Brian Edwards Media

Of Bullies and Sensitive New Age Guys [Some free advice for Brown and Banks]

Now here’s a curious thing – when the people of Auckland tossed John Banks out as Mayor what they were looking for in a replacement was someone decent, nice, caring, maybe even just a bit saintly. And that is precisely what they got in Dick Hubbard.  But three years later they threw out the decent, nice, caring, maybe even just a bit saintly chap and brought back the not-so-decent, not-so-nice, not-so-caring and definitely not a bit saintly Mr Banks.

What had gone wrong? Well, Mr Hubbard was no less decent, nice, caring, saintly after three years than he was at the beginning. So it can’t have been that. And, though Mr Banks claimed to have turned over a new leaf, we all knew that leopards never really changed their spots and voted him back in anyway.

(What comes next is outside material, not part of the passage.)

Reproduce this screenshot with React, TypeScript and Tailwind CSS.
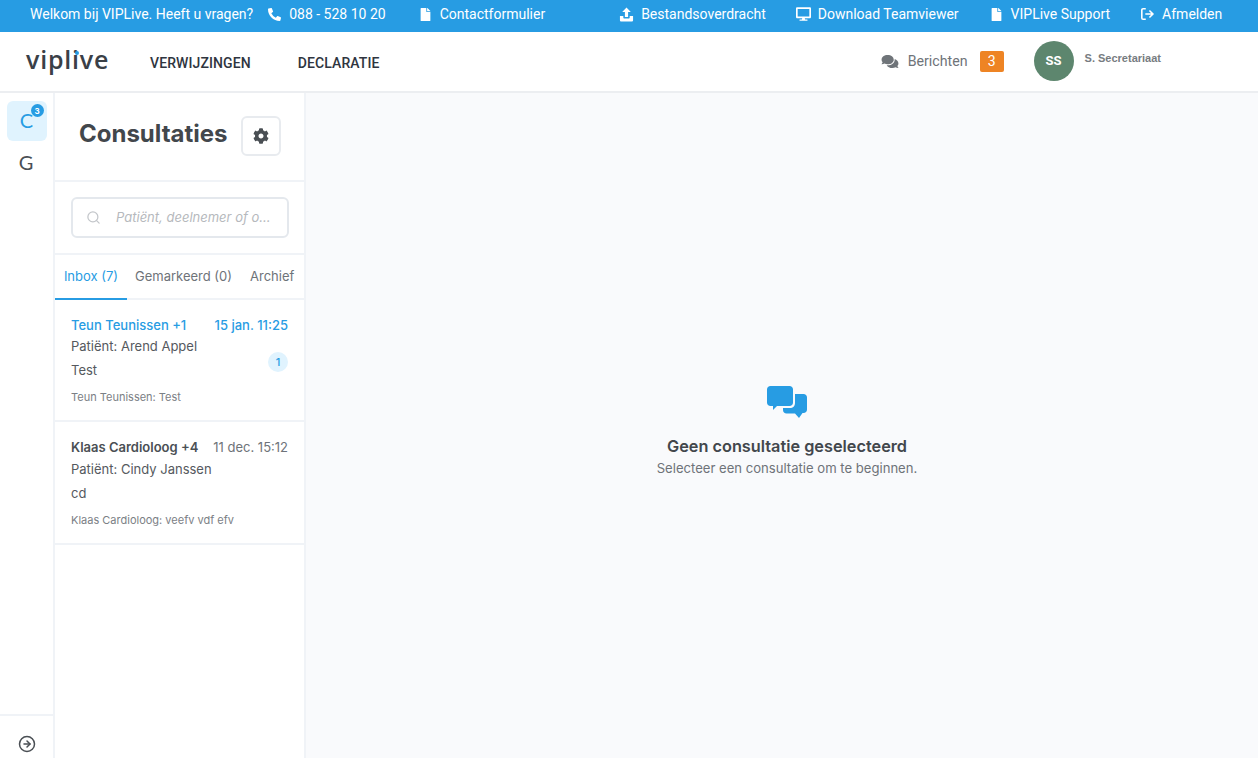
import { FaPhoneAlt, FaFile, FaDesktop, FaCog, FaComments } from "react-icons/fa";
import { FiSearch, FiArrowRightCircle } from "react-icons/fi";

const UploadIcon = () => (
  <svg viewBox="0 0 16 16" className="w-[15px] h-[15px]" fill="white">
    <path d="M8 0.5 L12.6 5.4 H9.7 V10.6 H6.3 V5.4 H3.4 Z" />
    <path d="M1 9.6 H4.6 V11.2 C4.6 11.9 5.1 12.3 5.8 12.3 H10.2 C10.9 12.3 11.4 11.9 11.4 11.2 V9.6 H15 V14 C15 14.9 14.4 15.5 13.5 15.5 H2.5 C1.6 15.5 1 14.9 1 14 Z" />
  </svg>
);

const SignOutIcon = () => (
  <svg viewBox="0 0 16 16" className="w-[15px] h-[14px]" fill="none" stroke="white" strokeWidth="1.8">
    <path d="M6 2 H3 C2 2 1.5 2.5 1.5 3.5 V12.5 C1.5 13.5 2 14 3 14 H6" />
    <path d="M5.5 8 H14 M10.2 4 L14.2 8 L10.2 12" />
  </svg>
);

const TopLink = ({ icon, label, className }: { icon: React.ReactNode; label: string; className: string }) => (
  <div className={`flex items-center ${className}`}>
    <span className="flex w-[15px] justify-center">{icon}</span>
    <span className="ml-[7px]">{label}</span>
  </div>
);

const ConversationRow = ({
  name,
  time,
  patient,
  subject,
  preview,
  unread,
  active,
}: {
  name: string;
  time: string;
  patient: string;
  subject: string;
  preview: string;
  unread?: number;
  active?: boolean;
}) => (
  <div className={`relative border-b-2 border-[#f0f3f7] px-4 pt-[15px] ${active ? "h-[122px]" : "h-[123px]"}`}>
    <div className={`flex justify-between text-[13px] leading-[20px] ${active ? "text-[#279ce3] font-medium" : "text-[#4a4f54]"}`}>
      <span className={active ? "" : "font-semibold"}>{name}</span>
      <span className={active ? "" : "text-[#6e7379]"}>{time}</span>
    </div>
    <div className={`text-[13px] leading-[24px] text-[#55595e] ${active ? "-mt-px" : ""}`}>{patient}</div>
    <div className="text-[13px] leading-[24px] text-[#55595e]">{subject}</div>
    <div className="text-[11px] leading-[16px] text-[#7b8085] mt-[7px]">{preview}</div>
    {unread ? (
      <span className="absolute right-4 top-[52px] flex h-5 w-5 items-center justify-center rounded-full bg-[#e0f3fe] text-[11px] font-medium text-[#279ce3]">
        {unread}
      </span>
    ) : null}
  </div>
);

export default function App() {
  return (
    <div className="flex h-[758px] w-[1258px] flex-col overflow-hidden bg-white font-['Inter',sans-serif]">
      {/* top bar */}
      <div className="flex h-8 shrink-0 items-center bg-[#279ce3] pb-1 pl-[30px] font-['Roboto',sans-serif] text-[14px] text-white">
        <span>Welkom bij VIPLive. Heeft u vragen?</span>
        <TopLink className="ml-[14px]" icon={<FaPhoneAlt className="w-[13px] h-[13px]" />} label="088 - 528 10 20" />
        <TopLink className="ml-[32px]" icon={<FaFile className="w-[11px] h-[13px]" />} label="Contactformulier" />
        <TopLink className="ml-[74px]" icon={<UploadIcon />} label="Bestandsoverdracht" />
        <TopLink className="ml-[30px]" icon={<FaDesktop className="w-[15px] h-[14px]" />} label="Download Teamviewer" />
        <TopLink className="ml-[30px]" icon={<FaFile className="w-[11px] h-[13px]" />} label="VIPLive Support" />
        <TopLink className="ml-[30px]" icon={<SignOutIcon />} label="Afmelden" />
      </div>

      {/* nav */}
      <div className="flex h-[61px] shrink-0 items-center border-b-2 border-[#eceef1] pl-[26px]">
        <div className="relative -mt-[4px] w-[124px] font-['Open_Sans',sans-serif] text-[25px] font-semibold leading-none tracking-[0.8px] text-[#3a4047]">
          viplive
          <span className="absolute left-[49px] top-[4px] h-[4px] w-[4px] rounded-full bg-[#279ce3]" />
        </div>
        <span className="mt-[3px] font-['Roboto',sans-serif] text-[14px] font-medium tracking-[0.1px] text-[#2f3540]">VERWIJZINGEN</span>
        <span className="ml-[47px] mt-[3px] font-['Roboto',sans-serif] text-[14px] font-medium tracking-[0.1px] text-[#2f3540]">DECLARATIE</span>
        <div className="ml-auto flex items-center font-['Roboto',sans-serif]">
          <FaComments className="h-[15px] w-[18px] text-[#6f7479]" />
          <span className="ml-[9px] text-[14.2px] text-[#6f7479]">Berichten</span>
          <span className="ml-[12px] flex h-[21px] w-[24px] items-center justify-center rounded-[2px] bg-[#ee8424] text-[14px] text-white">3</span>
          <span className="mb-[2px] ml-[30px] flex h-10 w-10 items-center justify-center rounded-full bg-[#5d866e] text-[13px] font-bold text-white">SS</span>
          <span className="mb-[6px] ml-[11px] mr-[97px] font-['Liberation_Sans',sans-serif] text-[11px] font-bold text-[#777c81]">S. Secretariaat</span>
        </div>
      </div>

      <div className="flex min-h-0 flex-1">
        {/* icon rail */}
        <div className="flex w-[55px] shrink-0 flex-col border-r-2 border-[#f0f3f7]">
          <div className="flex flex-col items-center pt-2">
            <div className="relative flex h-10 w-10 items-center justify-center rounded-[6px] bg-[#e0f3fe] pb-[2px] font-['Lato',sans-serif] text-[20px] text-[#279ce3]">
              C
              <span className="absolute right-[3px] top-[3px] flex h-[13px] w-[13px] items-center justify-center rounded-full bg-[#279ce3] font-['Inter',sans-serif] text-[8px] font-bold text-white">3</span>
            </div>
            <div className="mt-[2px] flex h-10 w-10 items-center justify-center pb-[2px] pr-px font-['Lato',sans-serif] text-[20px] text-[#4a4f54]">G</div>
          </div>
          <div className="mt-auto flex h-[44px] items-start justify-center border-t-2 border-[#f0f3f7] pt-[19px]">
            <FiArrowRightCircle className="h-[18px] w-[18px] text-[#4a4f54]" />
          </div>
        </div>

        {/* list */}
        <div className="flex w-[251px] shrink-0 flex-col border-r-2 border-[#f0f3f7]">
          <div className="flex h-[89px] shrink-0 items-start border-b-2 border-[#f0f3f7] pl-6">
            <h1 className="mt-[25px] text-[24px] font-bold leading-[32px] text-[#42474c]">Consultaties</h1>
            <button className="ml-[13px] mt-[23px] flex h-10 w-10 items-center justify-center rounded-[6px] border-2 border-[#e8ebef]">
              <FaCog className="h-4 w-4 text-[#4a4f54]" />
            </button>
          </div>
          <div className="h-[73px] shrink-0 border-b-2 border-[#f0f3f7] pl-4 pt-[15px]">
            <div className="flex h-[41px] w-[218px] items-center rounded-[6px] border-2 border-[#e4e8ed] pl-[13px]">
              <FiSearch className="h-[15px] w-[15px] text-[#c3c6ca]" />
              <span className="ml-[15px] text-[13px] italic text-[#b6b9bd]">Patiënt, deelnemer of o...</span>
            </div>
          </div>
          <div className="flex h-[45px] shrink-0 items-start border-b-2 border-[#f0f3f7] text-[13px] text-[#6e7379]">
            <div className="flex h-[45px] w-[72px] items-center justify-center border-b-2 border-[#279ce3] text-[#279ce3]">Inbox (7)</div>
            <span className="ml-2 flex h-[43px] items-center">Gemarkeerd (0)</span>
            <span className="ml-[18px] flex h-[43px] items-center">Archief</span>
          </div>
          <ConversationRow active name="Teun Teunissen +1" time="15 jan. 11:25" patient="Patiënt: Arend Appel" subject="Test" preview="Teun Teunissen: Test" unread={1} />
          <ConversationRow name="Klaas Cardioloog +4" time="11 dec. 15:12" patient="Patiënt: Cindy Janssen" subject="cd" preview="Klaas Cardioloog: veefv vdf efv" />
        </div>

        {/* empty state */}
        <div className="flex flex-1 flex-col items-center bg-[#f9fafc] pl-[10px] pt-[293px]">
          <svg viewBox="0 0 40 32" className="h-[32px] w-[40px]" fill="#279ce3">
            <path d="M3.5 0 H22.5 C24.5 0 26 1.5 26 3.5 V16.5 C26 18.5 24.5 20 22.5 20 H10 L6 24 V20 H3.5 C1.5 20 0 18.5 0 16.5 V3.5 C0 1.5 1.5 0 3.5 0 Z" />
            <path d="M28 8 H36.5 C38.5 8 40 9.5 40 11.5 V23.5 C40 25.5 38.5 27 36.5 27 H35.5 L32 32 L28 27.5 H19.5 C17.5 27.5 16 26 16 24 V22 H23 C26 22 28 20 28 17 Z" />
          </svg>
          <div className="mt-4 text-[16.3px] font-semibold leading-[24px] text-[#42474c]">Geen consultatie geselecteerd</div>
          <div className="text-[13.1px] leading-[20px] text-[#6e7379]">Selecteer een consultatie om te beginnen.</div>
        </div>
      </div>
    </div>
  );
}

You see, the trouble was that Dick was a bit wishy-washy and somewhat  eccentric in the way he talked and looked and moved. He wore his religious belief on his sleeve and used high-flown words like ‘vision’ and ‘community’. He really was a nice man, but we didn’t know what to make of him. He made us feel uncomfortable and ill at ease. We’d thought he was what we wanted, but he wasn’t.

So John was back. Like him or loathe him, you knew where you were with John – a definite, no-nonsense, tell-it-like-it-is, take-no-prisoners sort of bloke who spoke in headlines. John was the smaller scale reincarnation of his mentor and hero, Rob Muldoon. And a bit of a bully too.

We like that in our leaders.

We really do. If you look at the history of New Zealand politics in the age of television, it’s as clear as the nose on your face. We abhor weakness and we admire strength. Or, to be strictly accurate, we abhor the appearance of weakness and we admire the appearance of strength.  Think of Kirk, Muldoon, Clark. Think of Bill Rowling, another nice, decent man, fatally dubbed ‘The Mouse’ by Bob Jones and beaten in three elections by Muldoon.

Given the choice, we Kiwis prefer the bully to the sensitive new age guy.

Now here’s another curious thing. In the battle for the super-mayoralty, it looks as though we have a re-run of Hubbard/Banks.

How well does my description of Hubbard fit Len Brown? Someone decent, nice, caring, maybe even just a bit saintly…  a bit wishy-washy and somewhat eccentric in the way he talked and looked and moved… wore his religious belief on his sleeve and used high-flown words like ‘vision’ and ‘community’

Well, it isn’t a perfect parallel, but it’s close.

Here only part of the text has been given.